Given the advancement in computer vision, digital image analysis can extract demographic attributes (e.g. gender, age) from each target object [1]. These demographic attributes may provide additional insights to understand differential crowd behaviors and weight the survey response accordingly to improve early departure, late arrival and ultimately the total head-count. It must be noted, however, that the use of AI in crowd monitoring should be exercised with cautious and sensitivity towards personal privacy and human rights. The misuse of facial recognition for mass surveillance can violate privacy rights, suppress freedom of expression and intimidate peaceful demonstration of social discourse. In fact, this was a major concern in our research design – that we decided to turn the device cameras at the back of the crowd instead of facing the protesters to protect personal privacy. The results of this study proved that this approach was sufficient for crowd counting purposes without compromising the concerns for privacy.

Moreover, this empirical study was different from previous ones as the counting took place in a complex urban canyon over an extended period of time. Unlike the controlled environment for indoor surveillance, the environmental factors of the outdoor landscape, such as the scene brightness and shadows, were changing dynamically not only over space but time as well. The ability to detect, differentiate and track each unique human object differed from bright afternoon to dark evening throughout the rally duration. This research calibrated and fine-tuned the model parameters at the beginning of rally, but did not adjust the model parameters to the change of environmental factors over time. Despite the versatility of proposed AI approach to count protesters in this rally, future research may consider machine training in near real-time and continuous calibration of model parameters throughout the rally period. Given the chaotic nature of rally counting, there were practical challenges to calibrate model parameters in real-time. For example, the telecommunication signal was unstable at times during the rally, which made coordination and real-time communication between research team members difficult.

The count for people leaving Causeway Bay and Wan Chai areas by MTR totalled up to 21,586 during the rally time (Fig. 6). This count represents about 29.5% of the field-surveyed early departure (72,981) who left early before Arsenal St from the rally. Previous studies focused on accounting for late arrivals [29, 30], this is the first study that reports empirical early departure in a large-scale rally.
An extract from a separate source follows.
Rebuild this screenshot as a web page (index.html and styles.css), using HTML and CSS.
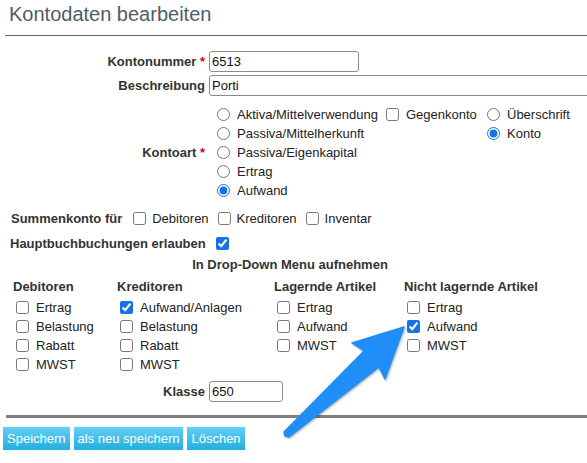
FILE: index.html
```html
<!DOCTYPE html>
<html lang="de">
<head>
    <meta charset="UTF-8">
    <meta name="viewport" content="width=device-width, initial-scale=1.0">
    <title>Kontodaten bearbeiten</title>
    <link rel="stylesheet" href="styles.css">
</head>
<body>
    <h1 class="page-title">Kontodaten bearbeiten</h1>

    <form class="account-form">
        <div class="field-grid">
            <label class="field-label" for="accno">Kontonummer <span class="req">*</span></label>
            <div><input type="text" id="accno" class="text-input input-short" value="6513"></div>

            <label class="field-label" for="description">Beschreibung</label>
            <div><input type="text" id="description" class="text-input input-wide" value="Porti"></div>

            <div class="field-label type-label">Kontoart <span class="req">*</span></div>
            <div class="type-group">
                <div class="type-col col-main">
                    <label class="opt"><input type="radio" name="category"> Aktiva/Mittelverwendung</label>
                    <label class="opt"><input type="radio" name="category"> Passiva/Mittelherkunft</label>
                    <label class="opt"><input type="radio" name="category"> Passiva/Eigenkapital</label>
                    <label class="opt"><input type="radio" name="category"> Ertrag</label>
                    <label class="opt"><input type="radio" name="category" checked> Aufwand</label>
                </div>
                <div class="type-col col-contra">
                    <label class="opt"><input type="checkbox"> Gegenkonto</label>
                </div>
                <div class="type-col">
                    <label class="opt"><input type="radio" name="charttype"> Überschrift</label>
                    <label class="opt"><input type="radio" name="charttype" checked> Konto</label>
                </div>
            </div>
        </div>

        <div class="check-row summary-row">
            <span class="row-label">Summenkonto für</span>
            <label class="opt inline"><input type="checkbox"> Debitoren</label>
            <label class="opt inline"><input type="checkbox"> Kreditoren</label>
            <label class="opt inline"><input type="checkbox"> Inventar</label>
        </div>

        <div class="check-row ledger-row">
            <span class="row-label">Hauptbuchbuchungen erlauben</span>
            <label class="opt inline"><input type="checkbox" checked></label>
        </div>

        <div class="dropdown">
            <div class="dropdown-title">In Drop-Down Menu aufnehmen</div>
            <div class="dropdown-col">
                <div class="dropdown-head">Debitoren</div>
                <label class="opt"><input type="checkbox"> Ertrag</label>
                <label class="opt"><input type="checkbox"> Belastung</label>
                <label class="opt"><input type="checkbox"> Rabatt</label>
                <label class="opt"><input type="checkbox"> MWST</label>
            </div>
            <div class="dropdown-col">
                <div class="dropdown-head">Kreditoren</div>
                <label class="opt"><input type="checkbox" checked> Aufwand/Anlagen</label>
                <label class="opt"><input type="checkbox"> Belastung</label>
                <label class="opt"><input type="checkbox"> Rabatt</label>
                <label class="opt"><input type="checkbox"> MWST</label>
            </div>
            <div class="dropdown-col">
                <div class="dropdown-head">Lagernde Artikel</div>
                <label class="opt"><input type="checkbox"> Ertrag</label>
                <label class="opt"><input type="checkbox"> Aufwand</label>
                <label class="opt"><input type="checkbox"> MWST</label>
            </div>
            <div class="dropdown-col">
                <div class="dropdown-head">Nicht lagernde Artikel</div>
                <label class="opt"><input type="checkbox"> Ertrag</label>
                <label class="opt"><input type="checkbox" checked> Aufwand</label>
                <label class="opt"><input type="checkbox"> MWST</label>
            </div>
        </div>

        <div class="field-grid class-grid">
            <label class="field-label" for="gifi">Klasse</label>
            <div><input type="text" id="gifi" class="text-input input-tiny" value="650"></div>
        </div>

        <hr class="divider">

        <div class="actions">
            <button type="button" class="action-button">Speichern</button>
            <button type="button" class="action-button">als neu speichern</button>
            <button type="button" class="action-button">Löschen</button>
        </div>
    </form>

    <!-- annotation arrow pointing at "Nicht lagernde Artikel / Aufwand" -->
    <svg class="annotation" width="587" height="463" viewBox="0 0 587 463">
        <polygon points="404,327 352,343 364,351 284,432 285,436 289,437 379,367 385,379" fill="#1f8ff7" stroke="#1f8ff7" stroke-width="1.5" stroke-linejoin="round"/>
    </svg>
</body>
</html>
```

FILE: styles.css
```css
body {
    margin: 0;
    font-family: 'Liberation Sans', Arial, sans-serif;
    font-size: 13px;
    color: #222222;
    background-color: #ffffff;
    overflow-x: hidden;
    accent-color: #1473e6;
}
.page-title {
    margin: 0 0 0 5px;
    padding: 2px 0 9px 4px;
    font-size: 20px;
    font-weight: normal;
    line-height: 24px;
    color: #4e5d68;
    border-bottom: 1px solid #5e6d78;
}
.field-grid {
    display: grid;
    grid-template-columns: 200px 400px;
    column-gap: 4px;
    row-gap: 3px;
    margin: 15px 0 0 5px;
}
.field-label {
    align-self: center;
    text-align: right;
    font-weight: bold;
    color: #333333;
}
.req {
    color: #e00000;
}
.text-input {
    display: block;
    box-sizing: border-box;
    height: 21px;
    padding: 0 2px;
    border: 1px solid #8c8c8c;
    border-radius: 3px;
    font-family: inherit;
    font-size: 13px;
    color: #111111;
}
.input-short {
    width: 150px;
}
.input-wide {
    width: 400px;
}
.input-tiny {
    width: 74px;
}
.type-group {
    display: flex;
    margin-top: 6px;
    padding-left: 4px;
}
.type-label {
    margin-top: 6px;
}
.col-main {
    width: 169px;
}
.col-contra {
    width: 101px;
}
.opt {
    display: flex;
    align-items: center;
    height: 19px;
    white-space: nowrap;
}
.opt input {
    width: 13px;
    height: 13px;
    margin: 0 7px 0 4px;
}
.check-row {
    display: flex;
    align-items: center;
    height: 19px;
}
.row-label {
    font-weight: bold;
    color: #333333;
}
.summary-row {
    margin: 9px 0 0 11px;
}
.summary-row .opt {
    margin-left: 9px;
}
.summary-row .opt:first-of-type {
    margin-left: 11px;
}
.summary-row .opt input {
    margin: 0 6px 0 0;
}
.ledger-row {
    margin: 6px 0 0 10px;
}
.ledger-row .opt input {
    margin: 0 0 0 10px;
}
.dropdown {
    display: grid;
    grid-template-columns: 104px 157px 130px 163px;
    row-gap: 7px;
    margin: 4px 0 0 13px;
    width: 554px;
}
.dropdown-title {
    grid-column: 1 / -1;
    text-align: center;
    font-weight: bold;
    color: #333333;
    line-height: 15px;
}
.dropdown-head {
    font-weight: bold;
    color: #333333;
    line-height: 15px;
    margin-bottom: 4px;
}
.dropdown-col .opt input {
    margin: 0 7px 0 3px;
}
.class-grid {
    margin-top: 7px;
}
.divider {
    height: 3px;
    margin: 13px 0 0 6px;
    border: none;
    background-color: #808080;
}
.actions {
    display: flex;
    gap: 4px;
    margin: 9px 0 0 3px;
}
.action-button {
    height: 23px;
    padding: 0 4px;
    border: none;
    border-radius: 0;
    background: linear-gradient(#62cff6, #22afdd);
    color: #ffffff;
    font-family: inherit;
    font-size: 13px;
    cursor: pointer;
}
.annotation {
    position: absolute;
    top: 0;
    left: 0;
    pointer-events: none;
    filter: drop-shadow(1px 1px 1px rgba(0, 0, 0, 0.3));
}
```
In addition, the data detailed the spatio-temporal distribution of where and when the protesters tended to leave. This information can be useful for crowd management and transportation planning for special events. It was found that most protesters relied on the MTR as the primary transportation mode (Fig. 6). This data would have omitted those who left the rally on foot (e.g. nearby residents), other transportation (e.g. taxi, small vans, private vehicles) or those who chose to stayed longer or went further beyond the observed extent (e.g. Tin Hau). Considering these groups might remain relatively small, there might be some degree of undercount in the final estimation of the rally crowd. The count for early departure also relied on the observers’ experience to separate protesters from the general public based on apparels and appearance, which can be subjected to field verification in future studies.

6 Conclusion

The July 1st rally was one of the many protests in HK during 2019, and it was followed with more smaller protests afterwards. Since the passing and enforcement of national security lasw in 2020, there were no more protests in HK at the time of press. Hence, the crowd count for this rally would provide insights to this historical event.
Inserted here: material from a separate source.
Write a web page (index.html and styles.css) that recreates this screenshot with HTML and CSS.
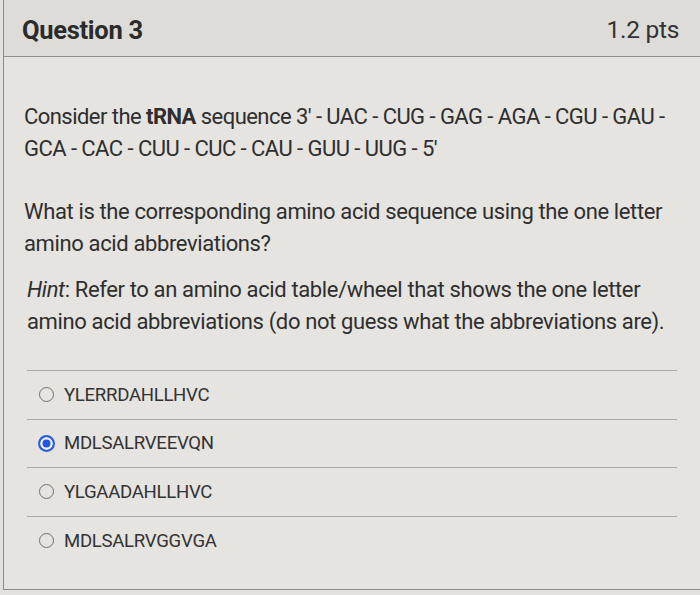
FILE: index.html
```html
<!DOCTYPE html>
<html>
<head>
<meta charset="utf-8">
<link rel="stylesheet" href="styles.css">
</head>
<body>
<div class="card">
  <div class="header">
    <span class="title">Question 3</span>
    <span class="pts">1.2 pts</span>
  </div>
  <div class="content">
    <p class="p1">Consider the <b>tRNA</b> sequence 3' - UAC - CUG - GAG - AGA - CGU - GAU&nbsp;- GCA - CAC - CUU - CUC - CAU - GUU - UUG - 5'</p>
    <p class="p2">What is the corresponding amino acid sequence using the one letter amino acid abbreviations?</p>
    <p class="p3"><i>Hint</i>: Refer to an amino acid table/wheel that shows the one letter amino acid abbreviations (do not guess what the abbreviations are).</p>
    <div class="options">
      <div class="opt"><span class="radio"></span><span class="label">YLERRDAHLLHVC</span></div>
      <div class="opt"><span class="radio on"></span><span class="label">MDLSALRVEEVQN</span></div>
      <div class="opt"><span class="radio"></span><span class="label">YLGAADAHLLHVC</span></div>
      <div class="opt last"><span class="radio"></span><span class="label">MDLSALRVGGVGA</span></div>
    </div>
  </div>
</div>
</body>
</html>
```
FILE: styles.css
```css
html, body {
  margin: 0;
  padding: 0;
  background: #e3e1de;
}
body {
  font-family: Roboto, "Liberation Sans", sans-serif;
  color: #2e2e2e;
  width: 700px;
  height: 595px;
  overflow: hidden;
}
.card {
  margin-left: 3px;
  width: 720px;
  height: 590px;
  border-left: 1px solid #8a8a8a;
  border-bottom: 1px solid #8a8a8a;
  background: #e6e4e1;
  box-sizing: border-box;
}
.header {
  height: 57px;
  box-sizing: border-box;
  background: #dedcd8;
  border-bottom: 1px solid #8f8f8f;
  display: flex;
  align-items: center;
  justify-content: space-between;
  padding: 3px 22px 0 18px;
  width: 697px;
}
.title {
  font-size: 25.5px;
  font-weight: 700;
  color: #2b2b2b;
  letter-spacing: -0.3px;
}
.pts {
  font-size: 24.5px;
  color: #333;
  letter-spacing: -0.3px;
}
.content {
  width: 676px;
  padding: 44px 0 0 20px;
  box-sizing: border-box;
}
.content p {
  margin: 0;
  font-size: 22px;
  line-height: 32px;
  letter-spacing: -0.37px;
}
.p1 { margin-bottom: 31px !important; width: 652px; letter-spacing: -0.55px !important; }
.p2 { margin-bottom: 14px !important; width: 652px; }
.p3 { width: 652px; padding-left: 3px; }
.options {
  margin-top: 32px;
  border-top: 1px solid #aaa9a6;
  width: 650px;
  margin-left: 3px;
}
.opt {
  height: 48.5px;
  box-sizing: border-box;
  border-bottom: 1px solid #aaa9a6;
  display: flex;
  align-items: center;
  padding-left: 12px;
}
.opt.last { border-bottom: none; }
.radio {
  width: 15px;
  height: 15px;
  border: 1.5px solid #6e6e6e;
  border-radius: 50%;
  box-sizing: border-box;
  margin-right: 10px;
  flex: none;
}
.radio.on {
  width: 17px;
  height: 17px;
  border: 2px solid #2b5fd8;
  background: #2457e0;
  box-shadow: inset 0 0 0 2.5px #f0f0f0;
  margin-left: -1px;
  margin-right: 9px;
}
.label {
  font-size: 18.6px;
  letter-spacing: -0.3px;
  color: #333;
}
```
This study demonstrated an innovative approach to count a large crowd of protesters by integrating statistical and computer vision techniques. The research team estimated a crowd size of 276,970 protesters who took on to the streets in Hong Kong on July 1, 2019 with a 95% confidence interval between 263,663 and 290,276. This scientific approach provides a transparent and objective framework to count a protest, which is intended to get a step closer to the “ground truth” for record keeping purposes.
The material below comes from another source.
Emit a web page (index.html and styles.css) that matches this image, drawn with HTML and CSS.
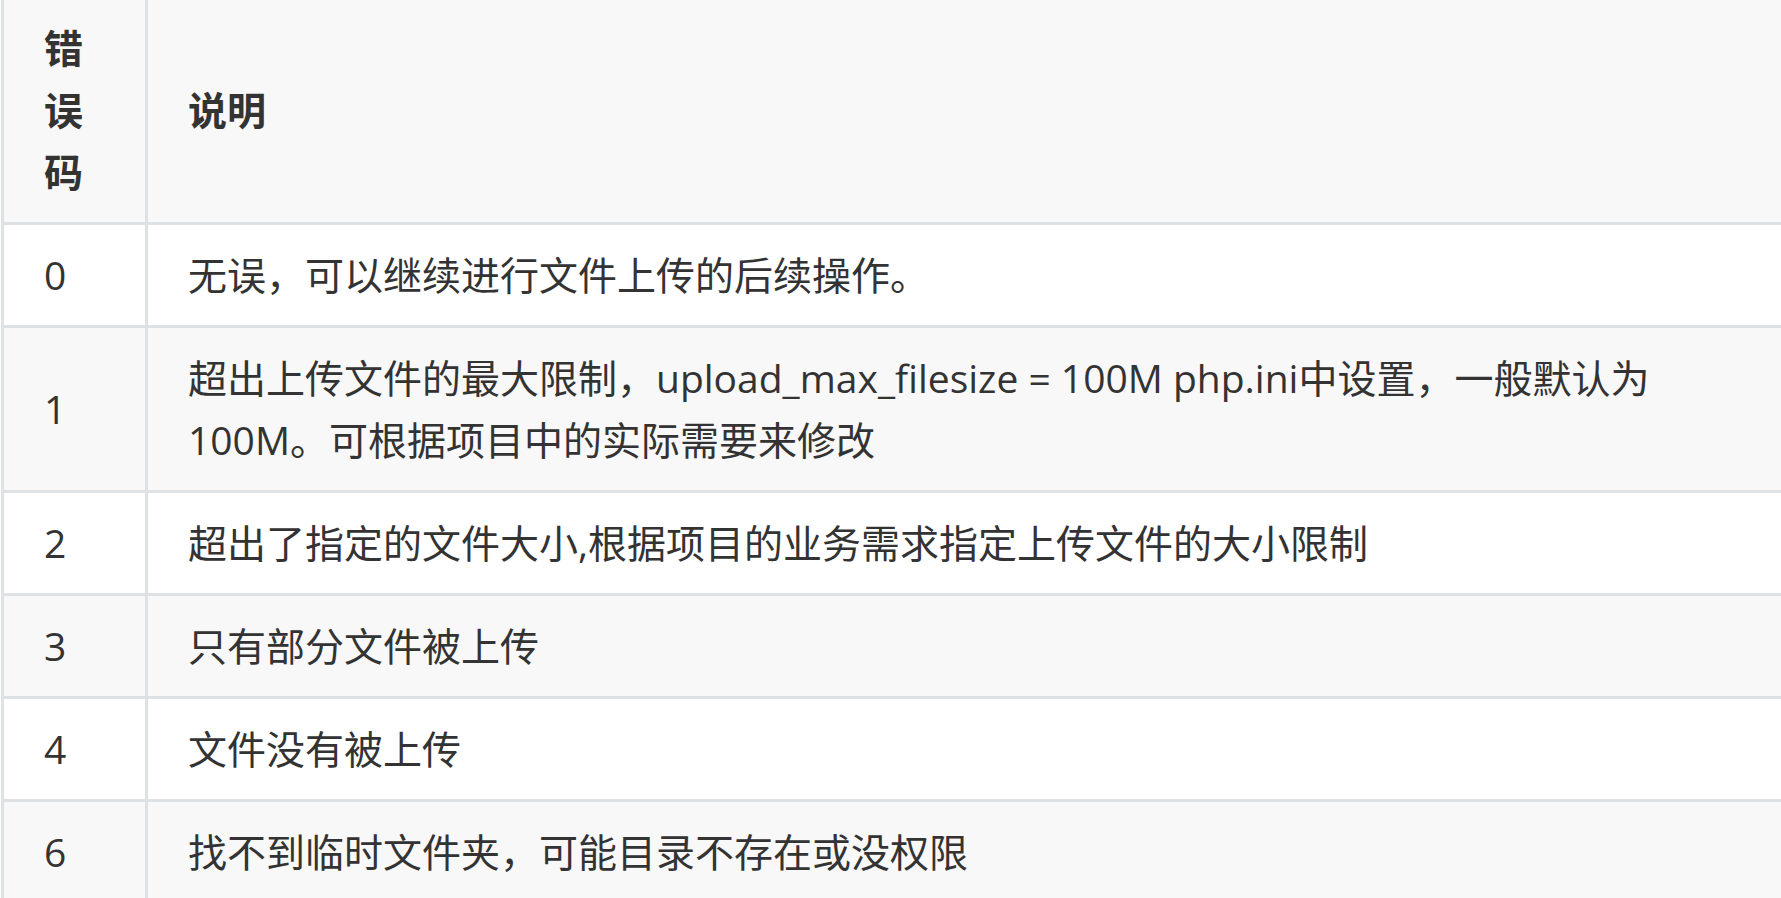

Unlike manual count by human, whose accuracy and quality of count can be subjected to experience and fatigue over time, the AI method can be arguably to be more ‘objective’. Moreover, the AI approach can tally the count continuously whereas manual approach often relies on a temporal sampling of one over n-minutes interval (e.g. count one minute every five minutes). It is often that the manual approach would multiple the one-minute count over that period by assume the same static flow, and hence it loses temporal variation. Nevertheless, many model parameters in the AI approach still require human analyst to initialize, fine-tune and decide based on dynamic environmental factors at the site. Moreover, this research showed that the AI approach was limited during low-light and low-contrast conditions in the evening hours. Nevertheless, these two approaches were in fact supplementary and necessary in this integration. While the proposed method holds tremendous potential to count a mobile crowd, it remains an intellectual and practical pursuit to evaluate the accuracy of such count. Despite this study calibrated the AI count with manual count, both methods were subjected to some uncertainties and could be benefitted from future studies that examine the AI approach in particular within a controlled environment and a known number of human objects. More field testing (i.e. actual rallies) are also needed to better train the CNN model.

The AI approach of computer vision to detect, track and count human objects in near real-time opens up new research agenda for crowd management. Similar approach can be used to count a crowd in open settings, such as park visitation, outdoor concerts, emergency evacuation and other special events. Moreover, it is also possible to venture this approach into new applications, such as traffic monitoring, urban studies, transportation planning, etc. Despite its potential, the researchers also noted the cautious use of AI technologies (e.g. facial recognition) in crowd management with regards to privacy concerns.